═══ Collected data

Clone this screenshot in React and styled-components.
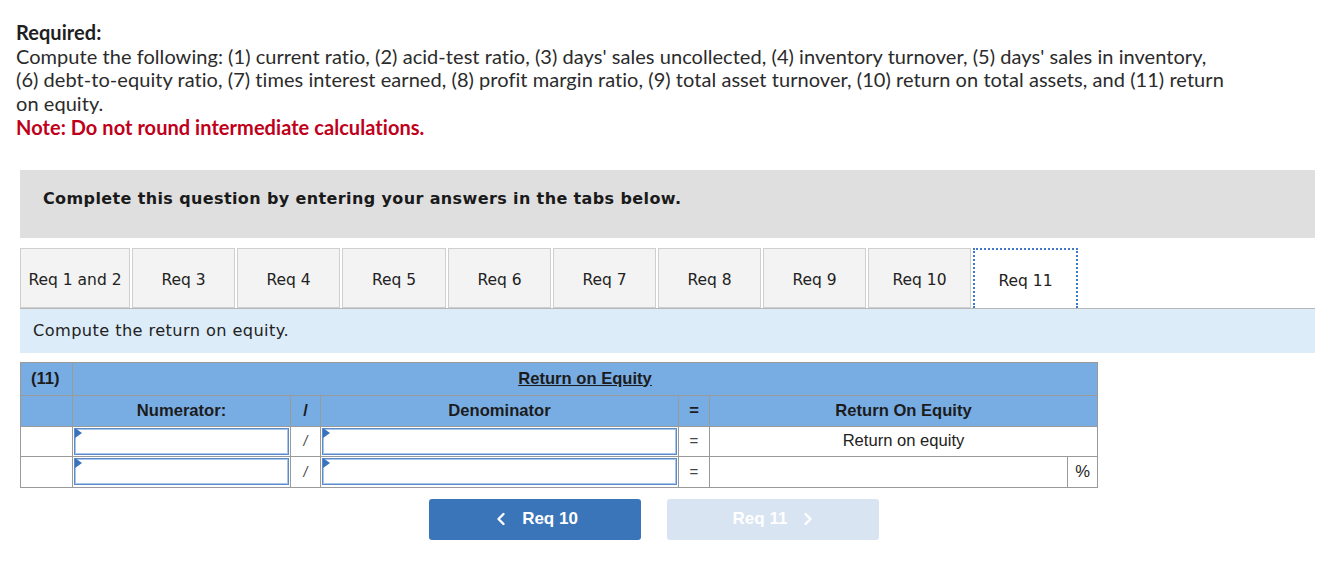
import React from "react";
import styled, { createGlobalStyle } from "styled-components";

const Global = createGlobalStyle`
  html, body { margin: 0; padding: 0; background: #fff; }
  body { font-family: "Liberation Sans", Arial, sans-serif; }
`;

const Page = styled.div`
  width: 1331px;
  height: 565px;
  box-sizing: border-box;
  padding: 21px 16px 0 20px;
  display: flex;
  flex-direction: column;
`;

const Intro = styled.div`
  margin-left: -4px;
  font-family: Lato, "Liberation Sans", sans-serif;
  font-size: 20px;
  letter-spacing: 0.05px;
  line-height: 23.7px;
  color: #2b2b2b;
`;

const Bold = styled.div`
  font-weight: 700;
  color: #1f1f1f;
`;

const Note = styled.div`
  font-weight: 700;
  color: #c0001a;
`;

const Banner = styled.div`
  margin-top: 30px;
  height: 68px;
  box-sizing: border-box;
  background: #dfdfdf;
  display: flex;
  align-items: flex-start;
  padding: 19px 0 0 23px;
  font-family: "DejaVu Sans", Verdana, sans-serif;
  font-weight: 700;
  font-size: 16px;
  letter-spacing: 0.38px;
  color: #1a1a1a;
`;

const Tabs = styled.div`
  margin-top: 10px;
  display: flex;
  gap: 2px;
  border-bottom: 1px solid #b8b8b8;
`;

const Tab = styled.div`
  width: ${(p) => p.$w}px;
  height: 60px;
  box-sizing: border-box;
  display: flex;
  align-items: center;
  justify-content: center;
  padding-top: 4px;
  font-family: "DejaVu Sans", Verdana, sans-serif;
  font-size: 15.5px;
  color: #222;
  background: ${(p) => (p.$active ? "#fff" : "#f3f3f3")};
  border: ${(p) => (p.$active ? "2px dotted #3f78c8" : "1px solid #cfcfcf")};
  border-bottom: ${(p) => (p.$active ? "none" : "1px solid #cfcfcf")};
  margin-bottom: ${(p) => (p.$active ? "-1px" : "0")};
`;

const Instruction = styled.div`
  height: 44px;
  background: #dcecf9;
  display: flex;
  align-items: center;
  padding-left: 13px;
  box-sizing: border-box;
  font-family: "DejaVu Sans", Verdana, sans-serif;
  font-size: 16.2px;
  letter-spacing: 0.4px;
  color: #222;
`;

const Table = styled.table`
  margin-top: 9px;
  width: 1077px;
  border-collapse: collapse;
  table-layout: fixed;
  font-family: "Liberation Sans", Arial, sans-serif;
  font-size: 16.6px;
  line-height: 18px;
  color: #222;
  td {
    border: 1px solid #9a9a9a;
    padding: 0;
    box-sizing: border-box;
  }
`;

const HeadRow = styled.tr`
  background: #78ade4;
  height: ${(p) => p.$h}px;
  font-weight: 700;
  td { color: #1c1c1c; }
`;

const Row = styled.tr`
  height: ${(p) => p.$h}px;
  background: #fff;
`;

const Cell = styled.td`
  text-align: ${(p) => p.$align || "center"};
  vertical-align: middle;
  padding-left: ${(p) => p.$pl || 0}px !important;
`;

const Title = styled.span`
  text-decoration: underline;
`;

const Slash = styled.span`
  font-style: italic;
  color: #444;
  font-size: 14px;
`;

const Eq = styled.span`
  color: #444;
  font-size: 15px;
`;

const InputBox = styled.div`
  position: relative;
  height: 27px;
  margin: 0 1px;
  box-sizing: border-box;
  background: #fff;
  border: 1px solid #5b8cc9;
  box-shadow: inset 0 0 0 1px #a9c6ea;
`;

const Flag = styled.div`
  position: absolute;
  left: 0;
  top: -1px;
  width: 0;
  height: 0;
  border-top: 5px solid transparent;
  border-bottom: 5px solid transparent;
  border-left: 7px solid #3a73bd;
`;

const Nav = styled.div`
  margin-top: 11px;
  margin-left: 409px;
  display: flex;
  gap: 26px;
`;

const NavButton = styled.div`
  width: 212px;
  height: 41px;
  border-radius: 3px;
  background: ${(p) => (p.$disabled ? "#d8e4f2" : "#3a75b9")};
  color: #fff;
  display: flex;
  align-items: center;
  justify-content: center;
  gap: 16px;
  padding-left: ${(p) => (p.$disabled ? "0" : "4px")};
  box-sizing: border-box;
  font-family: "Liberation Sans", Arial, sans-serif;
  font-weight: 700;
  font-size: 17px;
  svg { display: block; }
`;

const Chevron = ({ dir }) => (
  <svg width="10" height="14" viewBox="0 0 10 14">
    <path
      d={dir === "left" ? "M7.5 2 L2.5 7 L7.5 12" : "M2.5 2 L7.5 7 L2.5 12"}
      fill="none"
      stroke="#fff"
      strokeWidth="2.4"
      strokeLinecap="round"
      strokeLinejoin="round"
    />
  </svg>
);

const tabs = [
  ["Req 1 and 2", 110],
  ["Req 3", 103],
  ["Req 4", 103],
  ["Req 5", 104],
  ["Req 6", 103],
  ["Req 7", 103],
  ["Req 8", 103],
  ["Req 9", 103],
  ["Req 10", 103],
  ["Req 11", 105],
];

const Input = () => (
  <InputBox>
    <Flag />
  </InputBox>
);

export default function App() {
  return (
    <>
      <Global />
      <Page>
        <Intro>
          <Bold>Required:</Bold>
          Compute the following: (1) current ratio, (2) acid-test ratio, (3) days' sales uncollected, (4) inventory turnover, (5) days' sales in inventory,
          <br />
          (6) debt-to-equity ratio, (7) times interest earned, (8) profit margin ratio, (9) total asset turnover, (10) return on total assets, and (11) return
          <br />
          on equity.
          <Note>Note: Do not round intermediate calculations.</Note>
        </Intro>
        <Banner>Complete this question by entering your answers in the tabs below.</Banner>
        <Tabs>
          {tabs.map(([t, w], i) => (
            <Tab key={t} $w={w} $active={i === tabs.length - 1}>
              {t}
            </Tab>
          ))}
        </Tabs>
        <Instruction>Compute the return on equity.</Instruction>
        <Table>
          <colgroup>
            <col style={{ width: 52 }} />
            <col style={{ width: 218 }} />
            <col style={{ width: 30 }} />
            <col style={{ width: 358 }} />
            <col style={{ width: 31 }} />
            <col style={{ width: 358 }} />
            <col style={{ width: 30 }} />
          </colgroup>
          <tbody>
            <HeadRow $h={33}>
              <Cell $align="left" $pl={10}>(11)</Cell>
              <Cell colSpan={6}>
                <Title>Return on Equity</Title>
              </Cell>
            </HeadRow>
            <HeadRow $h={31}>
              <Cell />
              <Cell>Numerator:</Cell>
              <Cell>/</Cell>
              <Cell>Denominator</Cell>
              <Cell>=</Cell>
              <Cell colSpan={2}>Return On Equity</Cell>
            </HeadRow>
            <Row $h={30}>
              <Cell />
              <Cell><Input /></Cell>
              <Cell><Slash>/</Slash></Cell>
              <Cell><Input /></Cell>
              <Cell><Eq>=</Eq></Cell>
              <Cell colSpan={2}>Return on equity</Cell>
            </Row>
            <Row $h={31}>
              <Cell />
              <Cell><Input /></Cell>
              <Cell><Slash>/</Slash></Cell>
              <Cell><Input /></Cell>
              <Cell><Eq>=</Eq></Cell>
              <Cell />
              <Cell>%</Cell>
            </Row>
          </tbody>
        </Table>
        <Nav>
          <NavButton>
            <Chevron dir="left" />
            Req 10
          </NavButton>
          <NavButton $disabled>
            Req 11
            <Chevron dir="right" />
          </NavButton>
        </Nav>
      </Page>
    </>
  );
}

══════

§ Directions
Without the pictures, repeat the listing above exactly.

§ Result of the task
Clone this screenshot in React and styled-components.
import React from "react";
import styled, { createGlobalStyle } from "styled-components";

const Global = createGlobalStyle`
  html, body { margin: 0; padding: 0; background: #fff; }
  body { font-family: "Liberation Sans", Arial, sans-serif; }
`;

const Page = styled.div`
  width: 1331px;
  height: 565px;
  box-sizing: border-box;
  padding: 21px 16px 0 20px;
  display: flex;
  flex-direction: column;
`;

const Intro = styled.div`
  margin-left: -4px;
  font-family: Lato, "Liberation Sans", sans-serif;
  font-size: 20px;
  letter-spacing: 0.05px;
  line-height: 23.7px;
  color: #2b2b2b;
`;

const Bold = styled.div`
  font-weight: 700;
  color: #1f1f1f;
`;

const Note = styled.div`
  font-weight: 700;
  color: #c0001a;
`;

const Banner = styled.div`
  margin-top: 30px;
  height: 68px;
  box-sizing: border-box;
  background: #dfdfdf;
  display: flex;
  align-items: flex-start;
  padding: 19px 0 0 23px;
  font-family: "DejaVu Sans", Verdana, sans-serif;
  font-weight: 700;
  font-size: 16px;
  letter-spacing: 0.38px;
  color: #1a1a1a;
`;

const Tabs = styled.div`
  margin-top: 10px;
  display: flex;
  gap: 2px;
  border-bottom: 1px solid #b8b8b8;
`;

const Tab = styled.div`
  width: ${(p) => p.$w}px;
  height: 60px;
  box-sizing: border-box;
  display: flex;
  align-items: center;
  justify-content: center;
  padding-top: 4px;
  font-family: "DejaVu Sans", Verdana, sans-serif;
  font-size: 15.5px;
  color: #222;
  background: ${(p) => (p.$active ? "#fff" : "#f3f3f3")};
  border: ${(p) => (p.$active ? "2px dotted #3f78c8" : "1px solid #cfcfcf")};
  border-bottom: ${(p) => (p.$active ? "none" : "1px solid #cfcfcf")};
  margin-bottom: ${(p) => (p.$active ? "-1px" : "0")};
`;

const Instruction = styled.div`
  height: 44px;
  background: #dcecf9;
  display: flex;
  align-items: center;
  padding-left: 13px;
  box-sizing: border-box;
  font-family: "DejaVu Sans", Verdana, sans-serif;
  font-size: 16.2px;
  letter-spacing: 0.4px;
  color: #222;
`;

const Table = styled.table`
  margin-top: 9px;
  width: 1077px;
  border-collapse: collapse;
  table-layout: fixed;
  font-family: "Liberation Sans", Arial, sans-serif;
  font-size: 16.6px;
  line-height: 18px;
  color: #222;
  td {
    border: 1px solid #9a9a9a;
    padding: 0;
    box-sizing: border-box;
  }
`;

const HeadRow = styled.tr`
  background: #78ade4;
  height: ${(p) => p.$h}px;
  font-weight: 700;
  td { color: #1c1c1c; }
`;

const Row = styled.tr`
  height: ${(p) => p.$h}px;
  background: #fff;
`;

const Cell = styled.td`
  text-align: ${(p) => p.$align || "center"};
  vertical-align: middle;
  padding-left: ${(p) => p.$pl || 0}px !important;
`;

const Title = styled.span`
  text-decoration: underline;
`;

const Slash = styled.span`
  font-style: italic;
  color: #444;
  font-size: 14px;
`;

const Eq = styled.span`
  color: #444;
  font-size: 15px;
`;

const InputBox = styled.div`
  position: relative;
  height: 27px;
  margin: 0 1px;
  box-sizing: border-box;
  background: #fff;
  border: 1px solid #5b8cc9;
  box-shadow: inset 0 0 0 1px #a9c6ea;
`;

const Flag = styled.div`
  position: absolute;
  left: 0;
  top: -1px;
  width: 0;
  height: 0;
  border-top: 5px solid transparent;
  border-bottom: 5px solid transparent;
  border-left: 7px solid #3a73bd;
`;

const Nav = styled.div`
  margin-top: 11px;
  margin-left: 409px;
  display: flex;
  gap: 26px;
`;

const NavButton = styled.div`
  width: 212px;
  height: 41px;
  border-radius: 3px;
  background: ${(p) => (p.$disabled ? "#d8e4f2" : "#3a75b9")};
  color: #fff;
  display: flex;
  align-items: center;
  justify-content: center;
  gap: 16px;
  padding-left: ${(p) => (p.$disabled ? "0" : "4px")};
  box-sizing: border-box;
  font-family: "Liberation Sans", Arial, sans-serif;
  font-weight: 700;
  font-size: 17px;
  svg { display: block; }
`;

const Chevron = ({ dir }) => (
  <svg width="10" height="14" viewBox="0 0 10 14">
    <path
      d={dir === "left" ? "M7.5 2 L2.5 7 L7.5 12" : "M2.5 2 L7.5 7 L2.5 12"}
      fill="none"
      stroke="#fff"
      strokeWidth="2.4"
      strokeLinecap="round"
      strokeLinejoin="round"
    />
  </svg>
);

const tabs = [
  ["Req 1 and 2", 110],
  ["Req 3", 103],
  ["Req 4", 103],
  ["Req 5", 104],
  ["Req 6", 103],
  ["Req 7", 103],
  ["Req 8", 103],
  ["Req 9", 103],
  ["Req 10", 103],
  ["Req 11", 105],
];

const Input = () => (
  <InputBox>
    <Flag />
  </InputBox>
);

export default function App() {
  return (
    <>
      <Global />
      <Page>
        <Intro>
          <Bold>Required:</Bold>
          Compute the following: (1) current ratio, (2) acid-test ratio, (3) days' sales uncollected, (4) inventory turnover, (5) days' sales in inventory,
          <br />
          (6) debt-to-equity ratio, (7) times interest earned, (8) profit margin ratio, (9) total asset turnover, (10) return on total assets, and (11) return
          <br />
          on equity.
          <Note>Note: Do not round intermediate calculations.</Note>
        </Intro>
        <Banner>Complete this question by entering your answers in the tabs below.</Banner>
        <Tabs>
          {tabs.map(([t, w], i) => (
            <Tab key={t} $w={w} $active={i === tabs.length - 1}>
              {t}
            </Tab>
          ))}
        </Tabs>
        <Instruction>Compute the return on equity.</Instruction>
        <Table>
          <colgroup>
            <col style={{ width: 52 }} />
            <col style={{ width: 218 }} />
            <col style={{ width: 30 }} />
            <col style={{ width: 358 }} />
            <col style={{ width: 31 }} />
            <col style={{ width: 358 }} />
            <col style={{ width: 30 }} />
          </colgroup>
          <tbody>
            <HeadRow $h={33}>
              <Cell $align="left" $pl={10}>(11)</Cell>
              <Cell colSpan={6}>
                <Title>Return on Equity</Title>
              </Cell>
            </HeadRow>
            <HeadRow $h={31}>
              <Cell />
              <Cell>Numerator:</Cell>
              <Cell>/</Cell>
              <Cell>Denominator</Cell>
              <Cell>=</Cell>
              <Cell colSpan={2}>Return On Equity</Cell>
            </HeadRow>
            <Row $h={30}>
              <Cell />
              <Cell><Input /></Cell>
              <Cell><Slash>/</Slash></Cell>
              <Cell><Input /></Cell>
              <Cell><Eq>=</Eq></Cell>
              <Cell colSpan={2}>Return on equity</Cell>
            </Row>
            <Row $h={31}>
              <Cell />
              <Cell><Input /></Cell>
              <Cell><Slash>/</Slash></Cell>
              <Cell><Input /></Cell>
              <Cell><Eq>=</Eq></Cell>
              <Cell />
              <Cell>%</Cell>
            </Row>
          </tbody>
        </Table>
        <Nav>
          <NavButton>
            <Chevron dir="left" />
            Req 10
          </NavButton>
          <NavButton $disabled>
            Req 11
            <Chevron dir="right" />
          </NavButton>
        </Nav>
      </Page>
    </>
  );
}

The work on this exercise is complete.